◆ BRIEF: Without the images, output each record below as it stands.

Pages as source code
---+---
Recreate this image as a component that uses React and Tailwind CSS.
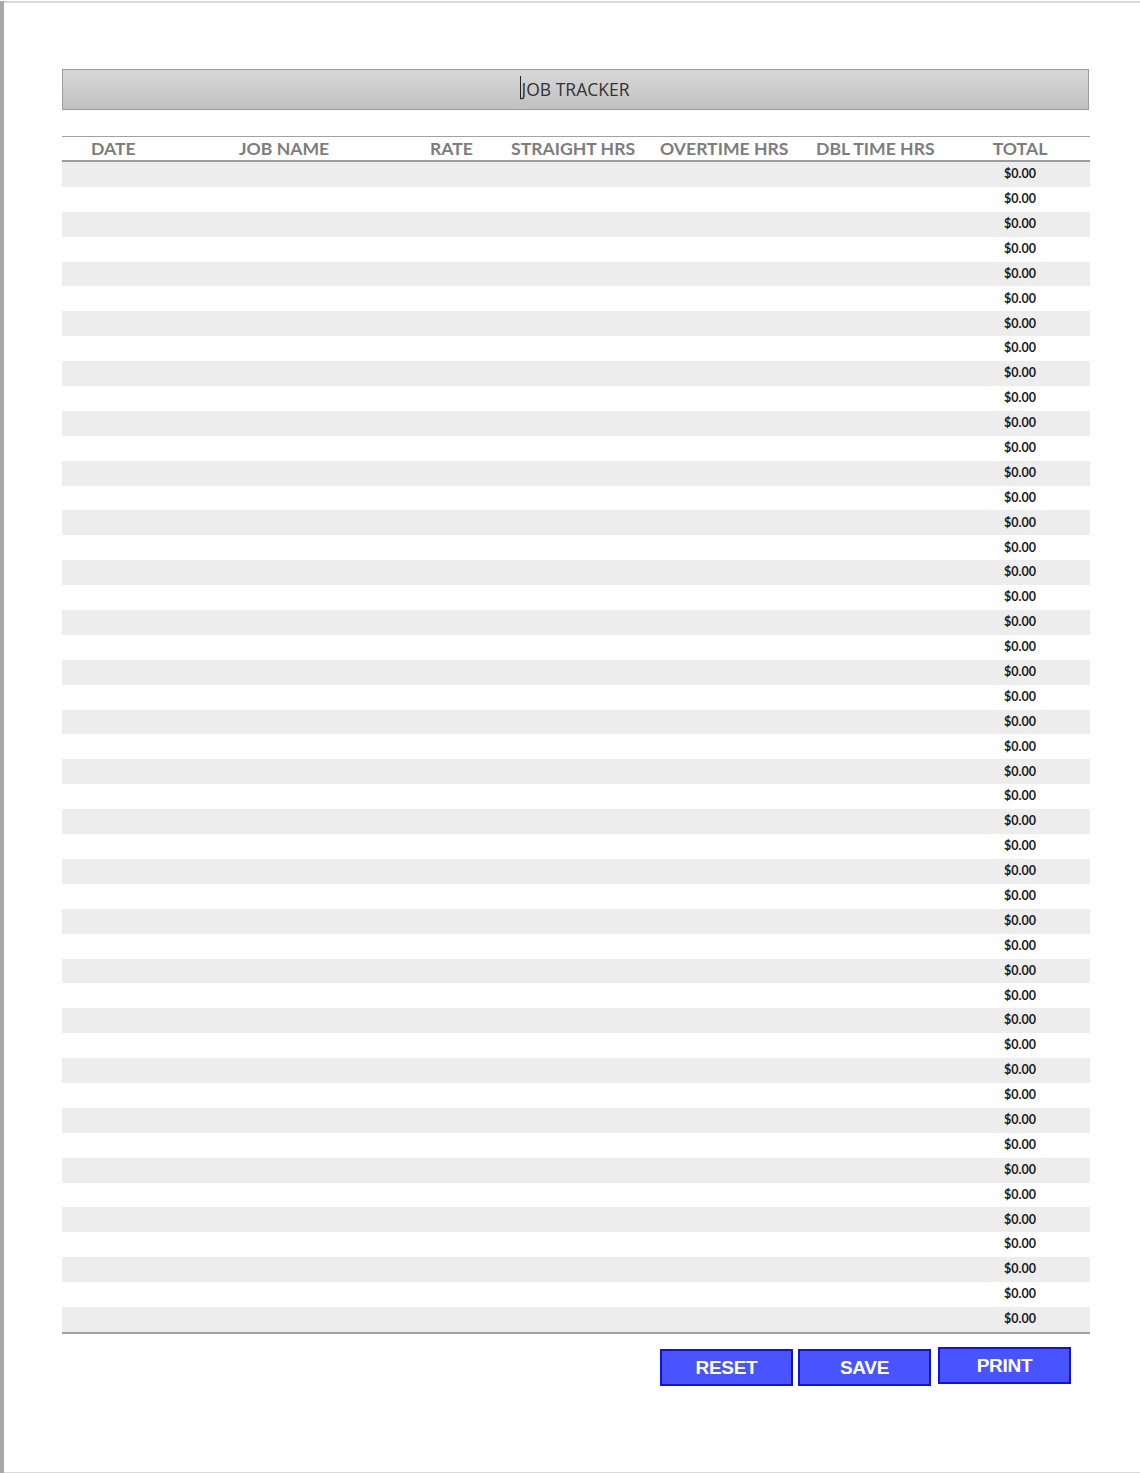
import React from "react";

const columns = [
  { label: "DATE", cls: "w-[177px] pl-[29px]" },
  { label: "JOB NAME", cls: "w-[191px]" },
  { label: "RATE", cls: "w-[81px]" },
  { label: "STRAIGHT HRS", cls: "w-[149px]" },
  { label: "OVERTIME HRS", cls: "w-[156px]" },
  { label: "DBL TIME HRS", cls: "w-[134px]" },
  { label: "TOTAL", cls: "w-[140px] text-center" },
];

const rows = Array.from({ length: 47 }, (_, i) => i);

function Button({ children, extra = "" }) {
  return (
    <button
      type="button"
      className={`w-[133px] h-[37px] bg-[#4854ff] border-2 border-[#1212d8] text-white text-[19px] font-bold tracking-[-0.3px] pt-[2px] ${extra}`}
      style={{ fontFamily: '"Liberation Sans", Arial, sans-serif' }}
    >
      {children}
    </button>
  );
}

export default function App() {
  return (
    <div className="w-[1140px] h-[1473px] bg-white border-l-4 border-[#a8a8a8]">
      <div className="h-full border-t-2 border-b-2 border-[#dadada] mt-[1px] pt-[66px] pl-[58px]">
        {/* title bar */}
        <div className="w-[1027px] h-[41px] border border-[#9b9b9b] bg-gradient-to-b from-[#d8d8d8] to-[#c1c1c1] flex items-center justify-center">
          <span
            className="relative text-[17.5px] text-[#333] leading-none"
            style={{ fontFamily: '"Open Sans", sans-serif' }}
          >
            <span className="absolute left-[-2px] top-[-5px] w-[1px] h-[23px] bg-[#222]" />
            JOB TRACKER
          </span>
        </div>

        {/* table */}
        <div
          className="w-[1028px] mt-[26px] border-t-[1.5px] border-b-2 border-[#a2a2a2]"
          style={{ fontFamily: "Lato, sans-serif" }}
        >
          <div className="flex h-[25px] items-center border-b-2 border-[#9d9d9d] text-[17.6px] font-bold text-[#7d7d7d] leading-none">
            {columns.map((c) => (
              <div key={c.label} className={c.cls}>
                {c.label}
              </div>
            ))}
          </div>
          {rows.map((i) => (
            <div
              key={i}
              className={`flex h-[24.9px] items-center ${i % 2 === 0 ? "bg-[#ededed]" : "bg-white"}`}
            >
              <div className="w-[888px]" />
              <div className="w-[140px] text-center text-[12.5px] font-bold text-[#1c1c1c] leading-none">
                $0.00
              </div>
            </div>
          ))}
        </div>

        {/* buttons */}
        <div className="flex items-start pl-[598px] mt-[13px]">
          <Button extra="mt-[2px]">RESET</Button>
          <Button extra="mt-[2px] ml-[5px]">SAVE</Button>
          <Button extra="ml-[7px]">PRINT</Button>
        </div>
      </div>
    </div>
  );
}
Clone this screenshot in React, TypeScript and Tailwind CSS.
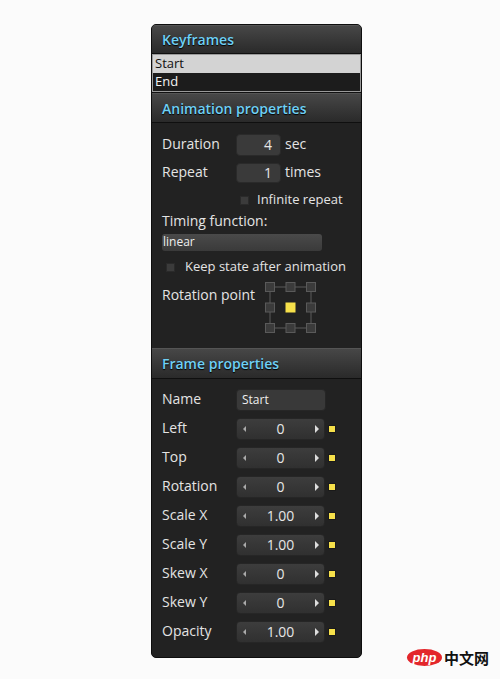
---+---
◆ REPLY TO THE TASK:
Recreate this image as a component that uses React and Tailwind CSS.
import React from "react";

const columns = [
  { label: "DATE", cls: "w-[177px] pl-[29px]" },
  { label: "JOB NAME", cls: "w-[191px]" },
  { label: "RATE", cls: "w-[81px]" },
  { label: "STRAIGHT HRS", cls: "w-[149px]" },
  { label: "OVERTIME HRS", cls: "w-[156px]" },
  { label: "DBL TIME HRS", cls: "w-[134px]" },
  { label: "TOTAL", cls: "w-[140px] text-center" },
];

const rows = Array.from({ length: 47 }, (_, i) => i);

function Button({ children, extra = "" }) {
  return (
    <button
      type="button"
      className={`w-[133px] h-[37px] bg-[#4854ff] border-2 border-[#1212d8] text-white text-[19px] font-bold tracking-[-0.3px] pt-[2px] ${extra}`}
      style={{ fontFamily: '"Liberation Sans", Arial, sans-serif' }}
    >
      {children}
    </button>
  );
}

export default function App() {
  return (
    <div className="w-[1140px] h-[1473px] bg-white border-l-4 border-[#a8a8a8]">
      <div className="h-full border-t-2 border-b-2 border-[#dadada] mt-[1px] pt-[66px] pl-[58px]">
        {/* title bar */}
        <div className="w-[1027px] h-[41px] border border-[#9b9b9b] bg-gradient-to-b from-[#d8d8d8] to-[#c1c1c1] flex items-center justify-center">
          <span
            className="relative text-[17.5px] text-[#333] leading-none"
            style={{ fontFamily: '"Open Sans", sans-serif' }}
          >
            <span className="absolute left-[-2px] top-[-5px] w-[1px] h-[23px] bg-[#222]" />
            JOB TRACKER
          </span>
        </div>

        {/* table */}
        <div
          className="w-[1028px] mt-[26px] border-t-[1.5px] border-b-2 border-[#a2a2a2]"
          style={{ fontFamily: "Lato, sans-serif" }}
        >
          <div className="flex h-[25px] items-center border-b-2 border-[#9d9d9d] text-[17.6px] font-bold text-[#7d7d7d] leading-none">
            {columns.map((c) => (
              <div key={c.label} className={c.cls}>
                {c.label}
              </div>
            ))}
          </div>
          {rows.map((i) => (
            <div
              key={i}
              className={`flex h-[24.9px] items-center ${i % 2 === 0 ? "bg-[#ededed]" : "bg-white"}`}
            >
              <div className="w-[888px]" />
              <div className="w-[140px] text-center text-[12.5px] font-bold text-[#1c1c1c] leading-none">
                $0.00
              </div>
            </div>
          ))}
        </div>

        {/* buttons */}
        <div className="flex items-start pl-[598px] mt-[13px]">
          <Button extra="mt-[2px]">RESET</Button>
          <Button extra="mt-[2px] ml-[5px]">SAVE</Button>
          <Button extra="ml-[7px]">PRINT</Button>
        </div>
      </div>
    </div>
  );
}
Clone this screenshot in React, TypeScript and Tailwind CSS.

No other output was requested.